What to do
Omit all pictures, then retype the data exactly as given.

Record excerpts

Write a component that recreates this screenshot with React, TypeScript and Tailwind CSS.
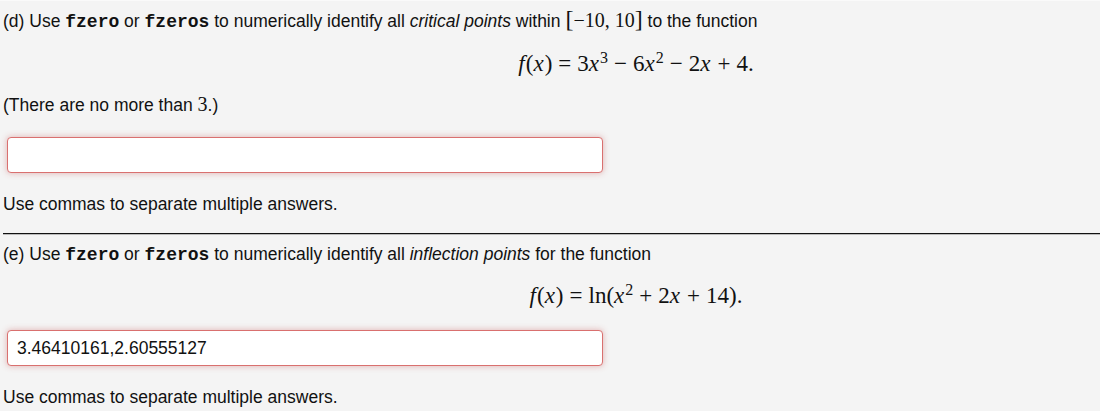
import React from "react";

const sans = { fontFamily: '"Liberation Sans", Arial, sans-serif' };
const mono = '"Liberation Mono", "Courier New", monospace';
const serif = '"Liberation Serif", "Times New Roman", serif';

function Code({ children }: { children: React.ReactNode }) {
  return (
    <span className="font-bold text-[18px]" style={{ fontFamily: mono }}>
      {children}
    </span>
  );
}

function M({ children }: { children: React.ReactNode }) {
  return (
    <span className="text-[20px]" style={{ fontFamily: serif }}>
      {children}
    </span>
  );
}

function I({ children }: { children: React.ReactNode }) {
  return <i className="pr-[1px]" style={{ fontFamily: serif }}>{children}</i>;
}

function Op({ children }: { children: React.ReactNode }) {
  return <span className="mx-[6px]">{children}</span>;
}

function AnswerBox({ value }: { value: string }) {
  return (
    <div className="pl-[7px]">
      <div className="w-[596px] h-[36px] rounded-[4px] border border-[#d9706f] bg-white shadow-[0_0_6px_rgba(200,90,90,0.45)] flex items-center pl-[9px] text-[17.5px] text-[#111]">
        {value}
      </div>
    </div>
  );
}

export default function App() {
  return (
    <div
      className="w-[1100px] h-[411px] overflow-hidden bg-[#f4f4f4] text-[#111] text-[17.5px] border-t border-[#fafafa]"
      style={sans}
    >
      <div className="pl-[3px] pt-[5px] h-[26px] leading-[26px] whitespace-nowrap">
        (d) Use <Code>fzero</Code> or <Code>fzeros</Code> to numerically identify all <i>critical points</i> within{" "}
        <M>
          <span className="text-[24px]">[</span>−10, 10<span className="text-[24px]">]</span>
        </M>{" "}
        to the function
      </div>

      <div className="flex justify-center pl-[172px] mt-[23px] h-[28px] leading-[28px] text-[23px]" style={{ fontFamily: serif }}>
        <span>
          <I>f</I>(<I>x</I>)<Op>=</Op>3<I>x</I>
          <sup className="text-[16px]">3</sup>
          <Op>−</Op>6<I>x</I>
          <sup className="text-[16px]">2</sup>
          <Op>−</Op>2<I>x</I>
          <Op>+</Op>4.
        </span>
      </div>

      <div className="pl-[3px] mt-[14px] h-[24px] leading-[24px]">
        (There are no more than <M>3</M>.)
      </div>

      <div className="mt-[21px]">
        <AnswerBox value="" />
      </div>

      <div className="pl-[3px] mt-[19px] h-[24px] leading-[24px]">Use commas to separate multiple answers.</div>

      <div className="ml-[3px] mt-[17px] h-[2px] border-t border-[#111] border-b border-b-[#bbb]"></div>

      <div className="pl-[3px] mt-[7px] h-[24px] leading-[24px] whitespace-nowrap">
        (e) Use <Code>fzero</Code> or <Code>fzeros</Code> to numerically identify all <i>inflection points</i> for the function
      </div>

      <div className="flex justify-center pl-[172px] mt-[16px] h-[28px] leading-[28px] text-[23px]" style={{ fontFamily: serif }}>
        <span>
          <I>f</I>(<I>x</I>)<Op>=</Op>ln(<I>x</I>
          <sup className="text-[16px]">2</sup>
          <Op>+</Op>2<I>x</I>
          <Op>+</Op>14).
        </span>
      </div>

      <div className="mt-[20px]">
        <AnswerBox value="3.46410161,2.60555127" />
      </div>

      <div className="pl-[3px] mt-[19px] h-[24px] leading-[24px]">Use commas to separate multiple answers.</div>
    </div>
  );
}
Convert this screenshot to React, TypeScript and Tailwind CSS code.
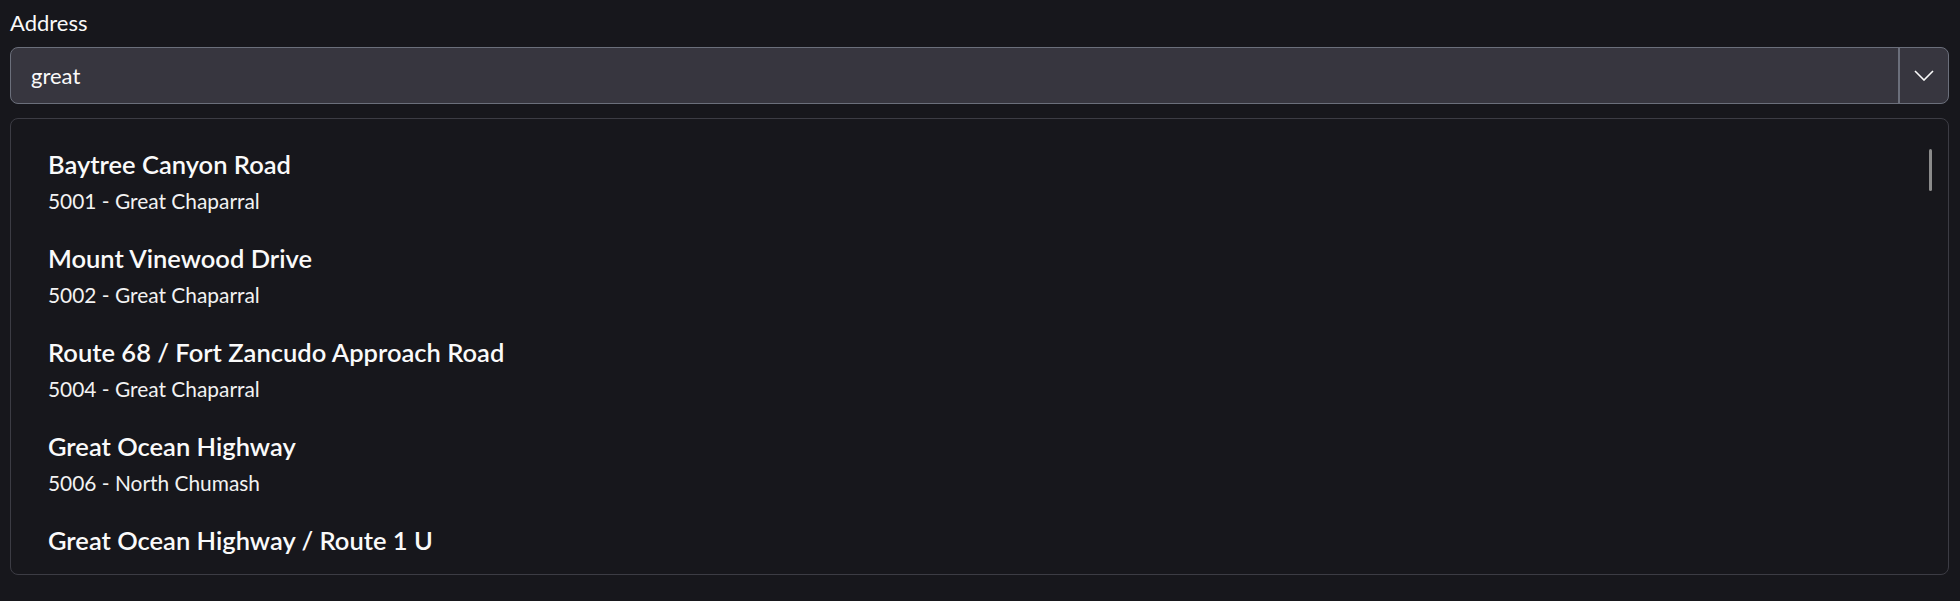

Solution for this task
Write a component that recreates this screenshot with React, TypeScript and Tailwind CSS.
import React from "react";

const sans = { fontFamily: '"Liberation Sans", Arial, sans-serif' };
const mono = '"Liberation Mono", "Courier New", monospace';
const serif = '"Liberation Serif", "Times New Roman", serif';

function Code({ children }: { children: React.ReactNode }) {
  return (
    <span className="font-bold text-[18px]" style={{ fontFamily: mono }}>
      {children}
    </span>
  );
}

function M({ children }: { children: React.ReactNode }) {
  return (
    <span className="text-[20px]" style={{ fontFamily: serif }}>
      {children}
    </span>
  );
}

function I({ children }: { children: React.ReactNode }) {
  return <i className="pr-[1px]" style={{ fontFamily: serif }}>{children}</i>;
}

function Op({ children }: { children: React.ReactNode }) {
  return <span className="mx-[6px]">{children}</span>;
}

function AnswerBox({ value }: { value: string }) {
  return (
    <div className="pl-[7px]">
      <div className="w-[596px] h-[36px] rounded-[4px] border border-[#d9706f] bg-white shadow-[0_0_6px_rgba(200,90,90,0.45)] flex items-center pl-[9px] text-[17.5px] text-[#111]">
        {value}
      </div>
    </div>
  );
}

export default function App() {
  return (
    <div
      className="w-[1100px] h-[411px] overflow-hidden bg-[#f4f4f4] text-[#111] text-[17.5px] border-t border-[#fafafa]"
      style={sans}
    >
      <div className="pl-[3px] pt-[5px] h-[26px] leading-[26px] whitespace-nowrap">
        (d) Use <Code>fzero</Code> or <Code>fzeros</Code> to numerically identify all <i>critical points</i> within{" "}
        <M>
          <span className="text-[24px]">[</span>−10, 10<span className="text-[24px]">]</span>
        </M>{" "}
        to the function
      </div>

      <div className="flex justify-center pl-[172px] mt-[23px] h-[28px] leading-[28px] text-[23px]" style={{ fontFamily: serif }}>
        <span>
          <I>f</I>(<I>x</I>)<Op>=</Op>3<I>x</I>
          <sup className="text-[16px]">3</sup>
          <Op>−</Op>6<I>x</I>
          <sup className="text-[16px]">2</sup>
          <Op>−</Op>2<I>x</I>
          <Op>+</Op>4.
        </span>
      </div>

      <div className="pl-[3px] mt-[14px] h-[24px] leading-[24px]">
        (There are no more than <M>3</M>.)
      </div>

      <div className="mt-[21px]">
        <AnswerBox value="" />
      </div>

      <div className="pl-[3px] mt-[19px] h-[24px] leading-[24px]">Use commas to separate multiple answers.</div>

      <div className="ml-[3px] mt-[17px] h-[2px] border-t border-[#111] border-b border-b-[#bbb]"></div>

      <div className="pl-[3px] mt-[7px] h-[24px] leading-[24px] whitespace-nowrap">
        (e) Use <Code>fzero</Code> or <Code>fzeros</Code> to numerically identify all <i>inflection points</i> for the function
      </div>

      <div className="flex justify-center pl-[172px] mt-[16px] h-[28px] leading-[28px] text-[23px]" style={{ fontFamily: serif }}>
        <span>
          <I>f</I>(<I>x</I>)<Op>=</Op>ln(<I>x</I>
          <sup className="text-[16px]">2</sup>
          <Op>+</Op>2<I>x</I>
          <Op>+</Op>14).
        </span>
      </div>

      <div className="mt-[20px]">
        <AnswerBox value="3.46410161,2.60555127" />
      </div>

      <div className="pl-[3px] mt-[19px] h-[24px] leading-[24px]">Use commas to separate multiple answers.</div>
    </div>
  );
}
Convert this screenshot to React, TypeScript and Tailwind CSS code.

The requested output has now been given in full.